A run of records:
** START **

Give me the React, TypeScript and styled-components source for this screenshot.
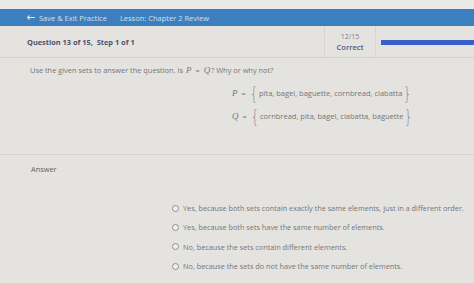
import * as React from 'react';
import styled, { createGlobalStyle } from 'styled-components';

const GlobalStyle = createGlobalStyle`
  html, body {
    margin: 0;
    padding: 0;
    background: #e4e3df;
  }
  body {
    font-family: 'Open Sans', 'Liberation Sans', sans-serif;
    color: #727478;
  }
`;

const Page = styled.div`
  width: 474px;
  height: 283px;
  overflow: hidden;
  display: flex;
  flex-direction: column;
  background: #e4e3df;
`;

const TopStrip = styled.div`
  height: 9px;
  background: #e9e9e7;
`;

const NavBar = styled.div`
  height: 17px;
  background: #3c7fbf;
  display: flex;
  align-items: center;
  padding-left: 27px;
  gap: 13px;
  font-size: 7.5px;
  color: #cfe0f2;
`;

const NavLink = styled.span`
  display: flex;
  align-items: center;
  gap: 4px;
`;

const Header = styled.div`
  height: 31px;
  display: flex;
  align-items: center;
  border-bottom: 1px solid #d2d1cd;
`;

const QuestionTitle = styled.div`
  flex: 1;
  padding-left: 27px;
  font-size: 7.4px;
  font-weight: 700;
  color: #4c5272;
`;

const Score = styled.div`
  width: 50px;
  align-self: stretch;
  border-left: 1px solid #d6d5d1;
  border-right: 1px solid #d6d5d1;
  display: flex;
  flex-direction: column;
  align-items: center;
  justify-content: center;
  line-height: 10px;
`;

const ScoreCount = styled.span`
  font-size: 7px;
  color: #7d8196;
`;

const ScoreLabel = styled.span`
  font-size: 7.5px;
  font-weight: 600;
  color: #4e5a86;
`;

const Progress = styled.div`
  width: 93px;
  height: 5px;
  margin-left: 5px;
  margin-top: 2px;
  background: #3a5fc6;
`;

const Content = styled.div`
  padding: 7px 0 0 30px;
`;

const Prompt = styled.p`
  margin: 0;
  font-size: 7.4px;
  line-height: 10px;
  color: #74767a;
`;

const Var = styled.i`
  font-family: 'Liberation Serif', serif;
  font-size: 9px;
  padding: 0 1px;
`;

const Eq = styled.span`
  padding: 0 3px;
  font-size: 7.4px;
`;

const Sets = styled.div`
  margin: 9px 0 0 201px;
  display: flex;
  flex-direction: column;
  gap: 5px;
`;

const SetRow = styled.div`
  display: flex;
  align-items: center;
  height: 18px;
  font-size: 7.5px;
  color: #74767a;
`;

const Brace = styled.span`
  font-family: 'DejaVu Sans', sans-serif;
  font-weight: 200;
  font-size: 13px;
  display: inline-block;
  transform: scaleY(1.4);
  color: #8a8c90;
  padding: 0 1px;
`;

const Divider = styled.div`
  height: 1px;
  background: #d5d4d0;
  margin-top: 29px;
`;

const AnswerLabel = styled.div`
  padding: 9px 0 0 31px;
  font-size: 7.4px;
  color: #5f6268;
`;

const Options = styled.div`
  margin: 29px 0 0 172px;
  display: flex;
  flex-direction: column;
  gap: 9.4px;
`;

const Option = styled.label`
  display: flex;
  align-items: center;
  gap: 4px;
  height: 10px;
  font-size: 7.3px;
  color: #74767a;
  white-space: nowrap;
`;

const Radio = styled.span`
  width: 5px;
  height: 5px;
  flex-shrink: 0;
  border-radius: 50%;
  border: 1px solid #8d8f94;
  background: #f0f0ee;
`;

const options = [
  'Yes, because both sets contain exactly the same elements, just in a different order.',
  'Yes, because both sets have the same number of elements.',
  'No, because the sets contain different elements.',
  'No, because the sets do not have the same number of elements.',
];

export default function App() {
  return (
    <Page>
      <GlobalStyle />
      <TopStrip />
      <NavBar>
        <NavLink>
          <svg width="8" height="5" viewBox="0 0 8 5">
            <path d="M0.5 2.5H8M2.5 0.5L0.5 2.5L2.5 4.5" stroke="#dbe7f5" strokeWidth="1.1" fill="none" />
          </svg>
          Save &amp; Exit Practice
        </NavLink>
        <NavLink>Lesson: Chapter 2 Review</NavLink>
      </NavBar>
      <Header>
        <QuestionTitle>Question 13 of 15,&nbsp; Step 1 of 1</QuestionTitle>
        <Score>
          <ScoreCount>12/15</ScoreCount>
          <ScoreLabel>Correct</ScoreLabel>
        </Score>
        <Progress />
      </Header>
      <Content>
        <Prompt>
          Use the given sets to answer the question. Is <Var>P</Var>
          <Eq>=</Eq>
          <Var>Q</Var>? Why or why not?
        </Prompt>
        <Sets>
          <SetRow>
            <Var>P</Var>
            <Eq>=</Eq>
            <Brace>{'{'}</Brace>
            pita, bagel, baguette, cornbread, ciabatta
            <Brace>{'}'}</Brace>
          </SetRow>
          <SetRow>
            <Var>Q</Var>
            <Eq>=</Eq>
            <Brace>{'{'}</Brace>
            cornbread, pita, bagel, ciabatta, baguette
            <Brace>{'}'}</Brace>
          </SetRow>
        </Sets>
      </Content>
      <Divider />
      <AnswerLabel>Answer</AnswerLabel>
      <Options>
        {options.map((text) => (
          <Option key={text}>
            <Radio />
            {text}
          </Option>
        ))}
      </Options>
    </Page>
  );
}
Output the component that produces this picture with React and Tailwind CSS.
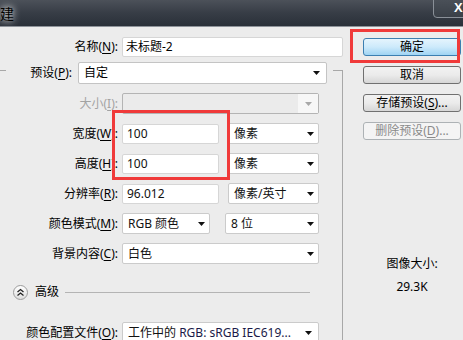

** END **

▶ **SHORT EXERCISE**: Every line of text is to be repeated exactly; pictures are left out.

▶ **THE OUTPUT**:
Give me the React, TypeScript and styled-components source for this screenshot.
import * as React from 'react';
import styled, { createGlobalStyle } from 'styled-components';

const GlobalStyle = createGlobalStyle`
  html, body {
    margin: 0;
    padding: 0;
    background: #e4e3df;
  }
  body {
    font-family: 'Open Sans', 'Liberation Sans', sans-serif;
    color: #727478;
  }
`;

const Page = styled.div`
  width: 474px;
  height: 283px;
  overflow: hidden;
  display: flex;
  flex-direction: column;
  background: #e4e3df;
`;

const TopStrip = styled.div`
  height: 9px;
  background: #e9e9e7;
`;

const NavBar = styled.div`
  height: 17px;
  background: #3c7fbf;
  display: flex;
  align-items: center;
  padding-left: 27px;
  gap: 13px;
  font-size: 7.5px;
  color: #cfe0f2;
`;

const NavLink = styled.span`
  display: flex;
  align-items: center;
  gap: 4px;
`;

const Header = styled.div`
  height: 31px;
  display: flex;
  align-items: center;
  border-bottom: 1px solid #d2d1cd;
`;

const QuestionTitle = styled.div`
  flex: 1;
  padding-left: 27px;
  font-size: 7.4px;
  font-weight: 700;
  color: #4c5272;
`;

const Score = styled.div`
  width: 50px;
  align-self: stretch;
  border-left: 1px solid #d6d5d1;
  border-right: 1px solid #d6d5d1;
  display: flex;
  flex-direction: column;
  align-items: center;
  justify-content: center;
  line-height: 10px;
`;

const ScoreCount = styled.span`
  font-size: 7px;
  color: #7d8196;
`;

const ScoreLabel = styled.span`
  font-size: 7.5px;
  font-weight: 600;
  color: #4e5a86;
`;

const Progress = styled.div`
  width: 93px;
  height: 5px;
  margin-left: 5px;
  margin-top: 2px;
  background: #3a5fc6;
`;

const Content = styled.div`
  padding: 7px 0 0 30px;
`;

const Prompt = styled.p`
  margin: 0;
  font-size: 7.4px;
  line-height: 10px;
  color: #74767a;
`;

const Var = styled.i`
  font-family: 'Liberation Serif', serif;
  font-size: 9px;
  padding: 0 1px;
`;

const Eq = styled.span`
  padding: 0 3px;
  font-size: 7.4px;
`;

const Sets = styled.div`
  margin: 9px 0 0 201px;
  display: flex;
  flex-direction: column;
  gap: 5px;
`;

const SetRow = styled.div`
  display: flex;
  align-items: center;
  height: 18px;
  font-size: 7.5px;
  color: #74767a;
`;

const Brace = styled.span`
  font-family: 'DejaVu Sans', sans-serif;
  font-weight: 200;
  font-size: 13px;
  display: inline-block;
  transform: scaleY(1.4);
  color: #8a8c90;
  padding: 0 1px;
`;

const Divider = styled.div`
  height: 1px;
  background: #d5d4d0;
  margin-top: 29px;
`;

const AnswerLabel = styled.div`
  padding: 9px 0 0 31px;
  font-size: 7.4px;
  color: #5f6268;
`;

const Options = styled.div`
  margin: 29px 0 0 172px;
  display: flex;
  flex-direction: column;
  gap: 9.4px;
`;

const Option = styled.label`
  display: flex;
  align-items: center;
  gap: 4px;
  height: 10px;
  font-size: 7.3px;
  color: #74767a;
  white-space: nowrap;
`;

const Radio = styled.span`
  width: 5px;
  height: 5px;
  flex-shrink: 0;
  border-radius: 50%;
  border: 1px solid #8d8f94;
  background: #f0f0ee;
`;

const options = [
  'Yes, because both sets contain exactly the same elements, just in a different order.',
  'Yes, because both sets have the same number of elements.',
  'No, because the sets contain different elements.',
  'No, because the sets do not have the same number of elements.',
];

export default function App() {
  return (
    <Page>
      <GlobalStyle />
      <TopStrip />
      <NavBar>
        <NavLink>
          <svg width="8" height="5" viewBox="0 0 8 5">
            <path d="M0.5 2.5H8M2.5 0.5L0.5 2.5L2.5 4.5" stroke="#dbe7f5" strokeWidth="1.1" fill="none" />
          </svg>
          Save &amp; Exit Practice
        </NavLink>
        <NavLink>Lesson: Chapter 2 Review</NavLink>
      </NavBar>
      <Header>
        <QuestionTitle>Question 13 of 15,&nbsp; Step 1 of 1</QuestionTitle>
        <Score>
          <ScoreCount>12/15</ScoreCount>
          <ScoreLabel>Correct</ScoreLabel>
        </Score>
        <Progress />
      </Header>
      <Content>
        <Prompt>
          Use the given sets to answer the question. Is <Var>P</Var>
          <Eq>=</Eq>
          <Var>Q</Var>? Why or why not?
        </Prompt>
        <Sets>
          <SetRow>
            <Var>P</Var>
            <Eq>=</Eq>
            <Brace>{'{'}</Brace>
            pita, bagel, baguette, cornbread, ciabatta
            <Brace>{'}'}</Brace>
          </SetRow>
          <SetRow>
            <Var>Q</Var>
            <Eq>=</Eq>
            <Brace>{'{'}</Brace>
            cornbread, pita, bagel, ciabatta, baguette
            <Brace>{'}'}</Brace>
          </SetRow>
        </Sets>
      </Content>
      <Divider />
      <AnswerLabel>Answer</AnswerLabel>
      <Options>
        {options.map((text) => (
          <Option key={text}>
            <Radio />
            {text}
          </Option>
        ))}
      </Options>
    </Page>
  );
}
Output the component that produces this picture with React and Tailwind CSS.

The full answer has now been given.